What the task asks: Check each line of the material. Copy those containing "screenshot".

Records for this task:
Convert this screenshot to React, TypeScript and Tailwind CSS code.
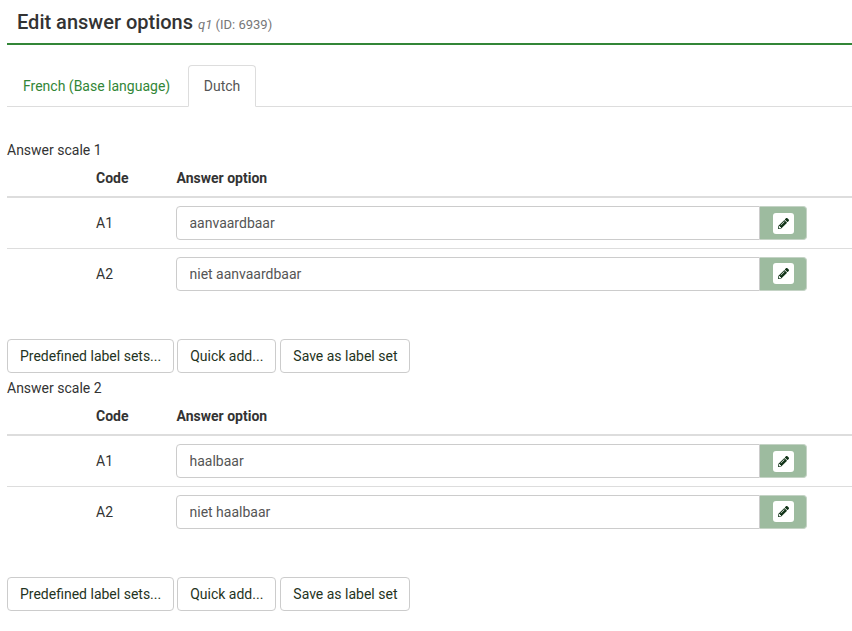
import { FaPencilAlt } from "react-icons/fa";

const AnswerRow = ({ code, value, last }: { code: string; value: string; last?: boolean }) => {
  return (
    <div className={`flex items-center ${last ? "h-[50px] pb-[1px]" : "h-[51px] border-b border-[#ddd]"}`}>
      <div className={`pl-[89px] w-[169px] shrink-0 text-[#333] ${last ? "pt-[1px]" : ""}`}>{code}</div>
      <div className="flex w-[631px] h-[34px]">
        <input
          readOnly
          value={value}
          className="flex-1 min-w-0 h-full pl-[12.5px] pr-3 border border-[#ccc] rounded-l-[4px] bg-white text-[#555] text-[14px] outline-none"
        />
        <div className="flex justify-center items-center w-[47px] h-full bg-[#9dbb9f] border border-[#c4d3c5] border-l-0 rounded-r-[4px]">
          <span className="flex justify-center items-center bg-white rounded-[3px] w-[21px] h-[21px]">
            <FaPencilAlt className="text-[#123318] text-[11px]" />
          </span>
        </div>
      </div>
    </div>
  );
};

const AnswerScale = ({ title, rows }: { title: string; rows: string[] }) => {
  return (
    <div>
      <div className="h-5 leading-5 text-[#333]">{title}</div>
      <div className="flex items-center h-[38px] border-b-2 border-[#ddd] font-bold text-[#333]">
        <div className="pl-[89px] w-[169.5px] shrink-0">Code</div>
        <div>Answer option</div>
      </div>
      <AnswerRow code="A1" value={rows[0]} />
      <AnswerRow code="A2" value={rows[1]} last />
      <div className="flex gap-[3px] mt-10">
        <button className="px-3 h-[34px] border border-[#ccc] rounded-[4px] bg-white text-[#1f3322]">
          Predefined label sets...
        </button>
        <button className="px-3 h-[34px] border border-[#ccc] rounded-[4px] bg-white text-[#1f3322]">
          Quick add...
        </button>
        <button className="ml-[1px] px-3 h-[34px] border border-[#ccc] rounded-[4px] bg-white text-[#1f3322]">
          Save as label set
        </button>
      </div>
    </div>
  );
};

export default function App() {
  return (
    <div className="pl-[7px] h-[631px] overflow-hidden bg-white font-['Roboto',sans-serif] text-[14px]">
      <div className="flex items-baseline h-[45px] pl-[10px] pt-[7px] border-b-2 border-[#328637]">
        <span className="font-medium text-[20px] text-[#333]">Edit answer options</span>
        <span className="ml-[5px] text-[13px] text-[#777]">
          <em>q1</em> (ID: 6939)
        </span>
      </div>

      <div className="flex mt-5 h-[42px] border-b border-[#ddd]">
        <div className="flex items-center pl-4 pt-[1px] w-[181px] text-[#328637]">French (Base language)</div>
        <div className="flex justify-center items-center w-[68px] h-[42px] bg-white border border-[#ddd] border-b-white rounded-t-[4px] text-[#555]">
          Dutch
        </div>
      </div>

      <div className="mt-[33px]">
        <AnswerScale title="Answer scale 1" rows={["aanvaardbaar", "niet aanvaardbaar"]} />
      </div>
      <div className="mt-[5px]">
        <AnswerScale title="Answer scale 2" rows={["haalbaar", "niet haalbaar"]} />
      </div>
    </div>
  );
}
--
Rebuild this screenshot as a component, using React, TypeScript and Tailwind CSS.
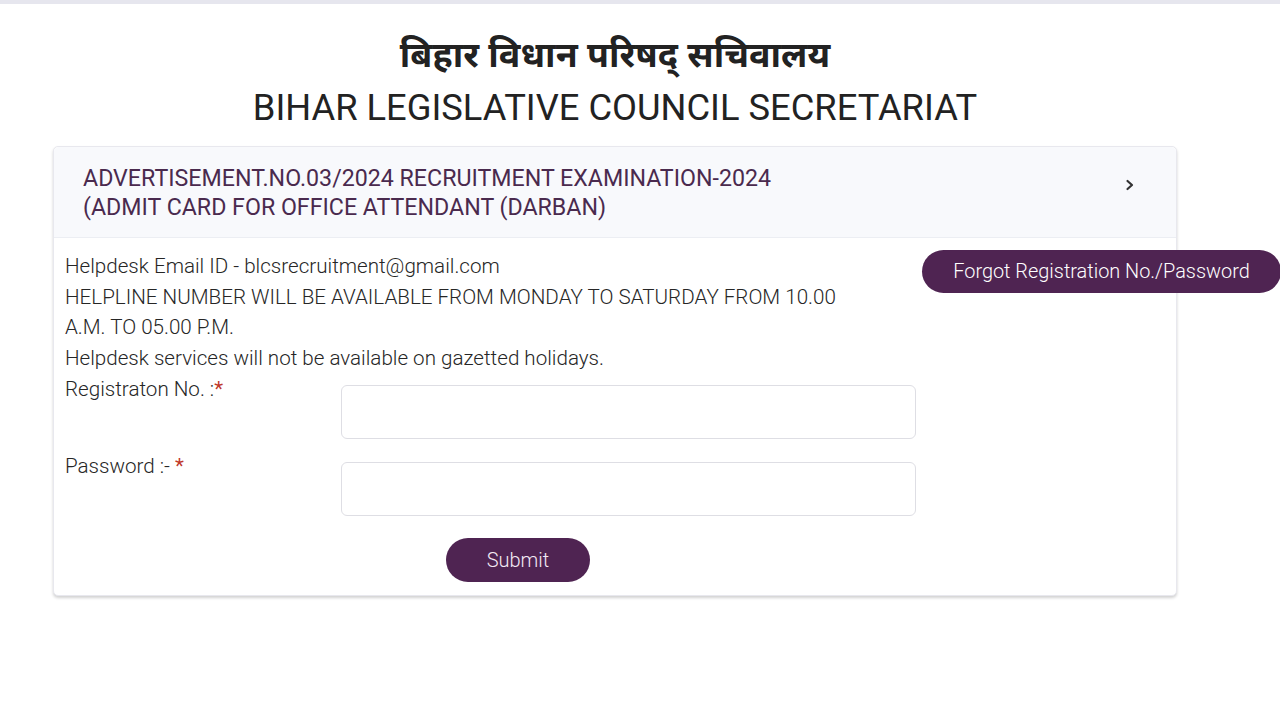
--
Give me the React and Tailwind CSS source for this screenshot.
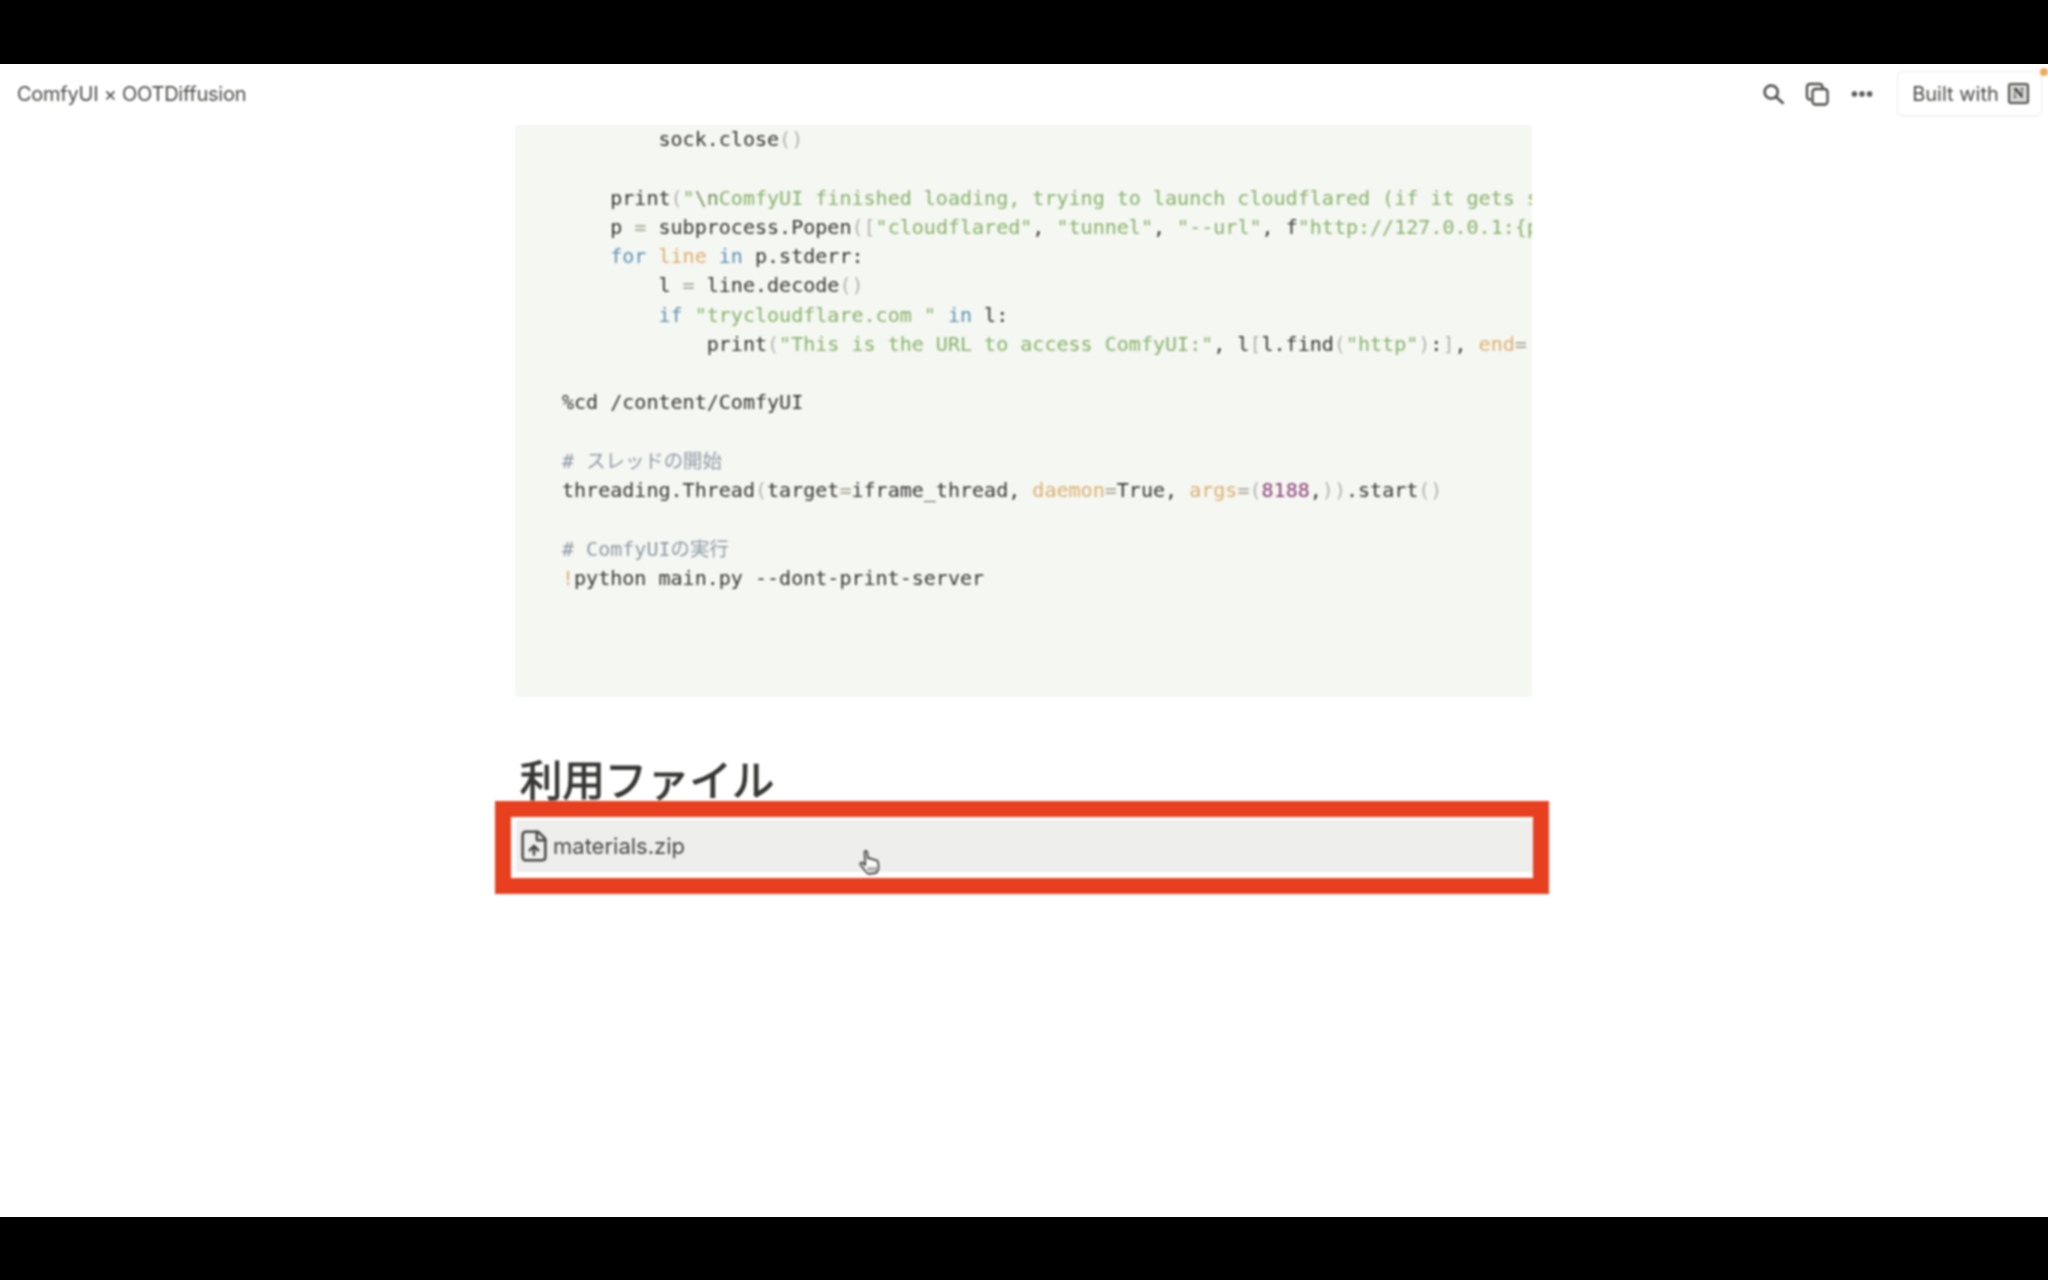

Full response:
Convert this screenshot to React, TypeScript and Tailwind CSS code.
Rebuild this screenshot as a component, using React, TypeScript and Tailwind CSS.
Give me the React and Tailwind CSS source for this screenshot.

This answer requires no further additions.